Media reports are now pouring in confirming that beloved author E. Lynn Harris has passed away of cardiac arrest in Los Angeles, as first reported by Arkansas Sports 360 and confirmed by blogger Rod McCollum of Rod 2.0.
Harris, the writer of groundbreaking gay-themed novels Invisible Life and Just As I Am, was a prolific author, publishing almost one book per year since 1994. From his first mass market book in 1994 to now, his work landed him on The New York Times bestseller list nine times and was repeatedly optioned by filmmakers and studios.
At the time of his death, Harris was in Los Angeles promoting his latest novel, Basketball Jones, the story of an NBA player on the verge of coming out of the closet. This novel continued Harris' pioneering tradition of depicting the complicated lives of Black gay men in various professions, but he had a acute sense of capturing the intricacies of closeted sports figures. Since Invisible Life, originally self published in 1991, his work was immediately embraced by large demographics of readers from gay men to Black straight women and sports lovers alike.

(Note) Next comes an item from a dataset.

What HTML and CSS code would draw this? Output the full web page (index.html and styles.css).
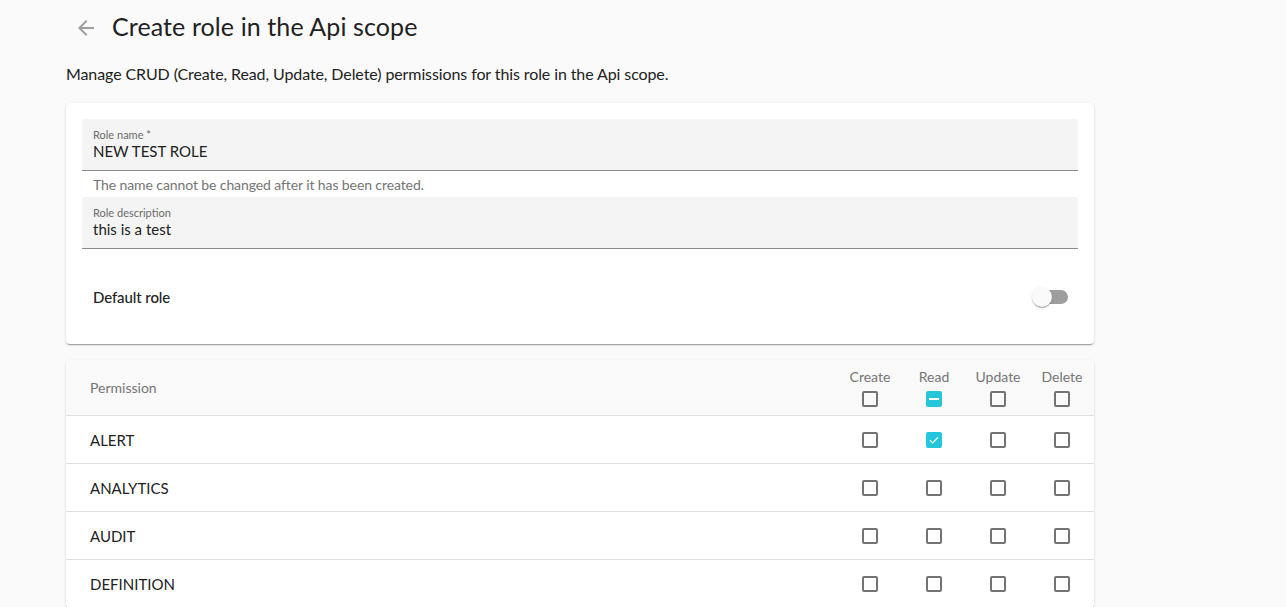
FILE: index.html
```html
<!DOCTYPE html>
<html>
<head>
<meta charset="utf-8">
<link rel="stylesheet" href="styles.css">
</head>
<body>
<div class="page">
  <div class="title-row">
    <button class="back" aria-label="Back">
      <svg width="24" height="24" viewBox="0 0 24 24"><path d="M20 11H7.83l5.59-5.59L12 4l-8 8 8 8 1.41-1.41L7.83 13H20v-2z" fill="#9e9e9e"/></svg>
    </button>
    <h1 class="title">Create role in the Api scope</h1>
  </div>
  <p class="subtitle">Manage CRUD (Create, Read, Update, Delete) permissions for this role in the Api scope.</p>

  <div class="card form-card">
    <div class="field">
      <div class="field-label">Role name *</div>
      <div class="field-value">NEW TEST ROLE</div>
    </div>
    <div class="hint">The name cannot be changed after it has been created.</div>
    <div class="field">
      <div class="field-label">Role description</div>
      <div class="field-value">this is a test</div>
    </div>
    <div class="toggle-row">
      <span class="toggle-label">Default role</span>
      <span class="toggle"><span class="track"></span><span class="thumb"></span></span>
    </div>
  </div>

  <div class="card table-card">
    <div class="trow thead">
      <div class="perm head-label">Permission</div>
      <div class="col"><span class="col-label">Create</span><span class="cb"></span></div>
      <div class="col"><span class="col-label">Read</span><span class="cb on"><span class="dash"></span></span></div>
      <div class="col"><span class="col-label">Update</span><span class="cb"></span></div>
      <div class="col"><span class="col-label">Delete</span><span class="cb"></span></div>
    </div>
    <div class="trow">
      <div class="perm">ALERT</div>
      <div class="col"><span class="cb"></span></div>
      <div class="col"><span class="cb on"><svg width="12" height="12" viewBox="0 0 12 12"><path d="M2 6.3l2.6 2.6L10 3.4" fill="none" stroke="#fff" stroke-width="1.3"/></svg></span></div>
      <div class="col"><span class="cb"></span></div>
      <div class="col"><span class="cb"></span></div>
    </div>
    <div class="trow">
      <div class="perm">ANALYTICS</div>
      <div class="col"><span class="cb"></span></div>
      <div class="col"><span class="cb"></span></div>
      <div class="col"><span class="cb"></span></div>
      <div class="col"><span class="cb"></span></div>
    </div>
    <div class="trow">
      <div class="perm">AUDIT</div>
      <div class="col"><span class="cb"></span></div>
      <div class="col"><span class="cb"></span></div>
      <div class="col"><span class="cb"></span></div>
      <div class="col"><span class="cb"></span></div>
    </div>
    <div class="trow">
      <div class="perm">DEFINITION</div>
      <div class="col"><span class="cb"></span></div>
      <div class="col"><span class="cb"></span></div>
      <div class="col"><span class="cb"></span></div>
      <div class="col"><span class="cb"></span></div>
    </div>
  </div>
</div>
</body>
</html>
```
FILE: styles.css
```css
html, body {
  margin: 0;
  padding: 0;
  background: #fafafa;
  font-family: Lato, "Liberation Sans", sans-serif;
  color: #212121;
  overflow: hidden;
}
.page {
  width: 1028px;
  margin-left: 66px;
}
.title-row {
  display: flex;
  align-items: center;
  height: 40px;
  margin-top: 8px;
}
.back {
  width: 24px;
  height: 24px;
  padding: 0;
  margin-left: 8px;
  border: 0;
  background: none;
  display: flex;
}
.title {
  margin: 0 0 0 14px;
  font-size: 25px;
  letter-spacing: 0.1px;
  font-weight: 400;
  line-height: 40px;
  color: #212121;
  position: relative;
  top: -2px;
}
.subtitle {
  margin: 16px 0 0 0;
  font-size: 16px;
  letter-spacing: -0.1px;
  line-height: 20px;
  color: #212121;
}
.card {
  background: #fff;
  border-radius: 4px;
  box-shadow: 0 2px 1px -1px rgba(0,0,0,.2), 0 1px 1px 0 rgba(0,0,0,.14), 0 1px 3px 0 rgba(0,0,0,.12);
}
.form-card {
  margin-top: 19px;
  padding: 16px 16px 23px 16px;
}
.field {
  background: #f4f4f4;
  border-radius: 4px 4px 0 0;
  border-bottom: 1px solid #8a8a8a;
  height: 51px;
  padding: 0 11px;
  box-sizing: content-box;
  display: flex;
  flex-direction: column;
}
.field-label {
  font-size: 11px;
  color: #6b6b6b;
  margin-top: 9px;
  line-height: 13px;
}
.field-value {
  font-size: 15px;
  line-height: 20px;
  color: #212121;
  margin-top: 0;
}
.hint {
  font-size: 14px;
  letter-spacing: -0.1px;
  color: #757575;
  padding: 6px 11px 0 11px;
  height: 20px;
  line-height: 16px;
}
.toggle-row {
  display: flex;
  align-items: center;
  justify-content: space-between;
  height: 48px;
  margin-top: 24px;
  padding: 0 10px 0 11px;
}
.toggle-label {
  font-size: 15px;
  font-weight: 500;
  letter-spacing: -0.1px;
  color: #212121;
}
.toggle {
  position: relative;
  width: 36px;
  height: 20px;
  display: inline-block;
}
.track {
  position: absolute;
  left: 2px;
  top: 3px;
  width: 34px;
  height: 14px;
  border-radius: 7px;
  background: #9e9e9e;
}
.thumb {
  position: absolute;
  left: 0;
  top: 0;
  width: 20px;
  height: 20px;
  border-radius: 50%;
  background: #fafafa;
  box-shadow: 0 2px 1px -1px rgba(0,0,0,.2), 0 1px 1px 0 rgba(0,0,0,.14), 0 1px 3px 0 rgba(0,0,0,.12);
}
.table-card {
  margin-top: 16px;
  overflow: hidden;
}
.trow {
  display: flex;
  align-items: center;
  height: 47px;
  border-bottom: 1px solid #e0e0e0;
}
.thead {
  height: 55px;
  background: #f9f9f9;
  border-radius: 4px 4px 0 0;
}
.perm {
  flex: 1;
  padding-left: 24px;
  font-size: 15px;
  color: #212121;
}
.head-label {
  font-size: 14px;
  color: #757575;
}
.col {
  width: 64px;
  display: flex;
  flex-direction: column;
  align-items: center;
}
.col-label {
  font-size: 14px;
  color: #757575;
  line-height: 17px;
  margin-top: 0;
  margin-bottom: 6px;
}
.cb {
  width: 16px;
  height: 16px;
  box-sizing: border-box;
  border: 2px solid #737373;
  border-radius: 2px;
  display: flex;
  align-items: center;
  justify-content: center;
}
.cb.on {
  background: #26c6da;
  border-color: #26c6da;
}
.dash {
  width: 10px;
  height: 2px;
  background: #fff;
}
```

He was at times criticized for reinforcing the narrative of the "down low," but to his fans, the novels provided a multi-dimensional look at themes of justice, emotional responsibility, as well as sexual orientation.
In addition to his presence in entertainment, Harris was in demand as a lecturer and since 2003, was a visiting professor of English at University of Arkansas, his alma mater. At the school he was welcomed by his students, Black, White, gay or straight, "They all took me just as Professor E," he is reported as saying in a 2008 interview with the University of Arkansas Press.
Throughout his career, Harris received numerous awards. His anthology Freedom in this Village won the Lambda Literary Award in 2005. He was named to Ebony Magazine's "Most Intriguing Blacks" list, Out Magazine's "Out 100" list and New York Magazine's "Gay Power 101" list. His 1998 book If This World Were Mine was nominated for an NAACP Image Award and won the James Baldwin Award for Literary Excellence. During his career, he was also awarded the Harvey Milk Honorary Diploma, The Silas Hunt Award for Outstanding Achievement and Distinguished Alumni award from the University of Arkansas at Fayetteville.
His enduring legacy will be his tradition of writing honestly and poignantly about subjects that, before him, were not placed atop mainstream bookshelves. With his visibility and public profile, he elevated the voices and stories of black gay men in the media. The world of fiction and the gay community has lost a pioneering voice and a gifted storyteller.